Neutrinos that the OPERA collaboration studied appeared to beat light by 60 nanoseconds traveling the 730 kilometers between CERN in Switzerland and Gran Sasso National Laboratory in Italy. “But light only takes 2.4 milliseconds to make this trip,” he said. “Imagine a faraway galaxy emitting light and neutrinos. Depending on the distance, you could have neutrinos arriving 10 or more years earlier than light.”
The new calculations did not cast doubt on the result, Ereditato said. “One actually increased our effect by 2 nanoseconds.”
OPERA will add these details to their scientific paper this month, addressing scientists’ queries but leaving open the question: If neutrinos cannot travel faster than light, what is causing this mistaken measurement?

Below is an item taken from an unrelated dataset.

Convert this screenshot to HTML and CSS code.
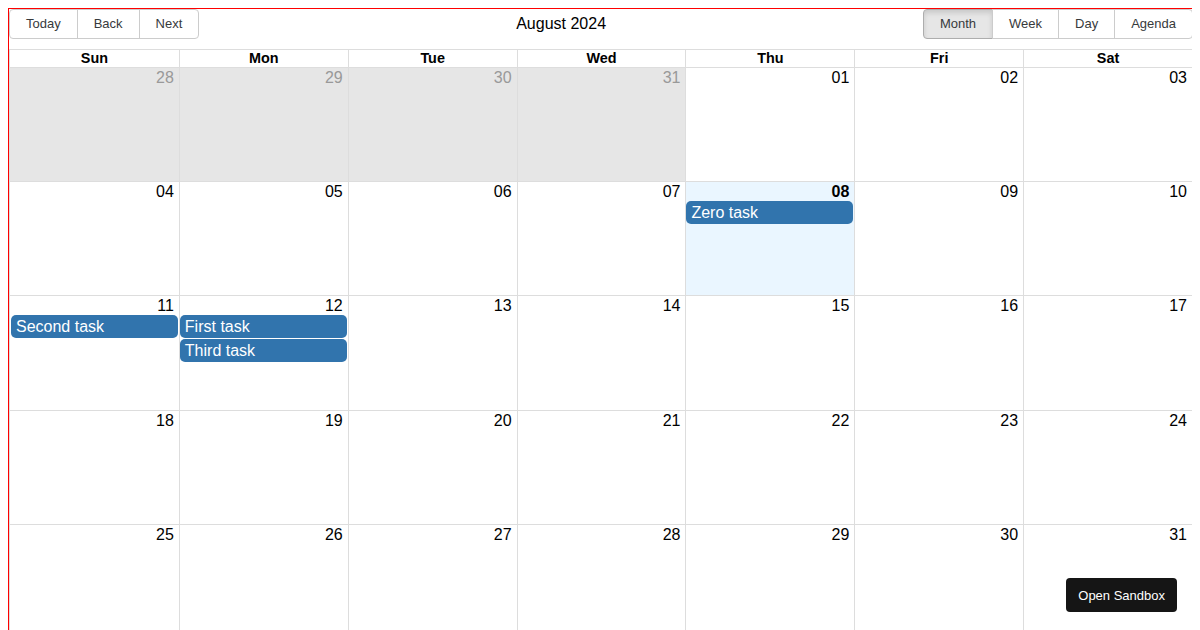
FILE: index.html
```html
<!DOCTYPE html>
<html>
<head>
<meta charset="utf-8">
<link rel="stylesheet" href="styles.css">
</head>
<body>
<div class="frame">
  <div class="calendar">
    <div class="toolbar">
      <div class="btn-group">
        <button class="btn">Today</button>
        <button class="btn">Back</button>
        <button class="btn">Next</button>
      </div>
      <div class="label">August 2024</div>
      <div class="btn-group">
        <button class="btn active">Month</button>
        <button class="btn">Week</button>
        <button class="btn">Day</button>
        <button class="btn">Agenda</button>
      </div>
    </div>
    <div class="month">
      <div class="head-row">
        <div class="head">Sun</div><div class="head">Mon</div><div class="head">Tue</div><div class="head">Wed</div><div class="head">Thu</div><div class="head">Fri</div><div class="head">Sat</div>
      </div>
      <div class="week">
        <div class="cell off"><div class="date">28</div></div>
        <div class="cell off"><div class="date">29</div></div>
        <div class="cell off"><div class="date">30</div></div>
        <div class="cell off"><div class="date">31</div></div>
        <div class="cell"><div class="date">01</div></div>
        <div class="cell"><div class="date">02</div></div>
        <div class="cell"><div class="date">03</div></div>
      </div>
      <div class="week">
        <div class="cell"><div class="date">04</div></div>
        <div class="cell"><div class="date">05</div></div>
        <div class="cell"><div class="date">06</div></div>
        <div class="cell"><div class="date">07</div></div>
        <div class="cell today"><div class="date now">08</div><div class="event">Zero task</div></div>
        <div class="cell"><div class="date">09</div></div>
        <div class="cell"><div class="date">10</div></div>
      </div>
      <div class="week">
        <div class="cell"><div class="date">11</div><div class="event">Second task</div></div>
        <div class="cell"><div class="date">12</div><div class="event">First task</div><div class="event">Third task</div></div>
        <div class="cell"><div class="date">13</div></div>
        <div class="cell"><div class="date">14</div></div>
        <div class="cell"><div class="date">15</div></div>
        <div class="cell"><div class="date">16</div></div>
        <div class="cell"><div class="date">17</div></div>
      </div>
      <div class="week">
        <div class="cell"><div class="date">18</div></div>
        <div class="cell"><div class="date">19</div></div>
        <div class="cell"><div class="date">20</div></div>
        <div class="cell"><div class="date">21</div></div>
        <div class="cell"><div class="date">22</div></div>
        <div class="cell"><div class="date">23</div></div>
        <div class="cell"><div class="date">24</div></div>
      </div>
      <div class="week">
        <div class="cell"><div class="date">25</div></div>
        <div class="cell"><div class="date">26</div></div>
        <div class="cell"><div class="date">27</div></div>
        <div class="cell"><div class="date">28</div></div>
        <div class="cell"><div class="date">29</div></div>
        <div class="cell"><div class="date">30</div></div>
        <div class="cell"><div class="date">31</div></div>
      </div>
    </div>
  </div>
</div>
<button class="sandbox">Open Sandbox</button>
</body>
</html>
```
FILE: styles.css
```css
html, body {
  margin: 0;
  padding: 0;
}
body {
  margin: 8px;
  font-family: "Liberation Sans", Arial, sans-serif;
  font-size: 16px;
  color: #000;
  background: #fff;
}
.frame {
  width: 100%;
  border: 1px solid red;
}
.calendar {
  height: 630px;
  display: flex;
  flex-direction: column;
  box-sizing: border-box;
}
.toolbar {
  display: flex;
  align-items: center;
  margin-bottom: 10px;
  font-size: 16px;
}
.btn-group {
  display: inline-flex;
  white-space: nowrap;
}
.btn {
  font-family: "Liberation Sans", Arial, sans-serif;
  font-size: 13px;
  line-height: 16px;
  color: #373a3c;
  background: none;
  border: 1px solid #ccc;
  padding: 6px 16px;
  margin: 0;
  border-radius: 0;
}
.btn + .btn {
  margin-left: -1px;
}
.btn:first-child {
  border-radius: 4px 0 0 4px;
}
.btn:last-child {
  border-radius: 0 4px 4px 0;
}
.btn.active {
  background: #e6e6e6;
  border-color: #adadad;
  box-shadow: inset 0 3px 5px rgba(0, 0, 0, 0.125);
}
.label {
  flex-grow: 1;
  padding: 0 10px;
  text-align: center;
}
.month {
  flex: 1 0 0;
  display: flex;
  flex-direction: column;
  border: 1px solid #ddd;
  min-height: 0;
}
.head-row {
  display: grid;
  grid-template-columns: repeat(7, 1fr);
}
.head {
  text-align: center;
  font-weight: bold;
  font-size: 14.4px;
  line-height: 17px;
  padding: 0 3px;
  border-bottom: 1px solid #ddd;
}
.head + .head {
  border-left: 1px solid #ddd;
}
.week {
  flex: 1 0 0;
  display: grid;
  grid-template-columns: repeat(7, 1fr);
  min-height: 0;
  overflow: hidden;
}
.week + .week {
  border-top: 1px solid #ddd;
}
.cell {
  min-width: 0;
  padding: 0 1px;
}
.cell + .cell {
  border-left: 1px solid #ddd;
  padding-left: 0;
}
.cell.off {
  background: #e6e6e6;
}
.cell.off .date {
  color: #999;
}
.cell.today {
  background: #eaf6ff;
}
.date {
  text-align: right;
  padding-right: 4px;
  line-height: 19px;
}
.date.now {
  font-weight: bold;
}
.event {
  background: #3174ad;
  color: #fff;
  border-radius: 5px;
  padding: 2px 5px;
  line-height: 19px;
  margin-bottom: 1px;
  white-space: nowrap;
  overflow: hidden;
  text-overflow: ellipsis;
}
.sandbox {
  position: fixed;
  right: 23px;
  bottom: 18px;
  height: 34px;
  padding: 0 12px;
  background: #151515;
  color: #fff;
  border: none;
  border-radius: 4px;
  font-family: "Liberation Sans", Arial, sans-serif;
  font-size: 13px;
}
```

“If it were something obvious, it would’ve certainly come out during these weeks,” Giudice said. “I think the majority of physicists agree the job was done very carefully.”
A challenge from theory
One challenge to the validity of the OPERA result that has received media attention recently stems from a theoretical paper by physicists Andrew Cohen and Sheldon Glashow, a Nobel laureate.
Cohen and Glashow wrote that, if a neutrino were to surpass the speed of light, it would emit pairs of electrons and positrons, thus losing energy during flight. We see a similar effect when particles are able to outpace light while traveling through water.
The OPERA experiment, in addition to a neighboring experiment, ICARUS, found several examples of neutrinos that managed to arrive at Gran Sasso with high levels of energy in tact, meaning that they had not lost electron-positron pairs as predicted during their journey. Scientists also did not detect stray electron-positron pairs coming from the traveling neutrinos. It seems the radiation Cohen and Glashow predicted did not occur.
If Cohen and Glashow are right, the neutrinos traveling from CERN to Gran Sasso did not beat the cosmic speed limit. However, their prediction has not been proven experimentally, and in science, experimental results trump theoretical predictions.
The scientific community’s best option seems to be waiting for a second opinion from the MINOS neutrino experiment at Fermilab. MINOS physicists will take a similar measurement next year after making an upgrade to their detector in December. They may be able to collect enough data before a long shutdown next summer. But if not, the scientists at OPERA and the rest of the world might need to wait more than a year for an answer.
For now, the mystery remains, and the hunt for answers continues.
Read update:
Faster-than-light neutrino measurement withstands new test
Kathryn Grim
Posted in intensity frontier, neutrinos |
3 Comments »





October 28th, 2011 at 9:25 am
My best guess: there’s a systematic error in OPERA we haven’t found yet.
My second best guess: light actually travels a little slower than c, at least around Earth. This could be due to interaction with some unknown particle cloud that’s consistently uniform and has a refractive index of 1.0002.
No, this isn’t the eather, and this isn’t experimentally contradicted by the fact that the speed of light doesn’t change as the Earth changes velocity through this field. Just as the speed of light through a moving glass rod isn’t greater or smaller than through a still glass rod (neglecting dispersion, which comes into play as the Doppler-shifted frequency of light causes n to change slightly), moving through this weakly-interacting particle background doesn’t change the observed velocity of light, unless the medium is dispersive. A good assumption would be that whatever transitions the light interacts with are of such high energy that photons we generate all look about the same, and dispersion isn’t measurable.
Heck, the medium could even be dark matter. This hypothesis solves a bunch of problems, like why the neutrinos from the 1987A supernova were coincident with (and not before) the photons. Under this hypothesis, the photons traveling though deep interstellar space would not be slowed by the presumably rarefied dark matter there.
Like I said, my money’s still on the possibility that there’s a systematic experimental error at OPERA. However, I find the idea of a vacuum/dark matter refractive index a lot more palatable than particles that violate causality. I haven’t yet heard a good reason to discredit this idea, so I thought I’d post it.
Background: I have an honours physics undergrad degree, but I’m now a neuroscientist. None of my colleagues are capable of evaluating this idea; if it’s rubbish please don’t hesitate to point out why.
Thanks!
Patrick
November 10th, 2011 at 5:33 am
Neutrinos may move faster than light, but double-checking the results is decidedly slower. It takes months, sometimes up to a year, to verify this
November 21st, 2011 at 9:24 am
Many of the strange features of neutrinos could be explained if they interact with a faster than light tachyon particle. A mixed state of the two would by FTL. The decay would cause lavour changing currents. Since a tachyon would have to have a negative mass, the decay could also compensate for the Cherenkov radiation. The red shift of the tachyons could explain dark energy. If the tachyon was actually the right handed neutrino, it could explain why only see left handed neutrinos. As I said it could explain a lot. Of course it is more likely this is just a systematic error.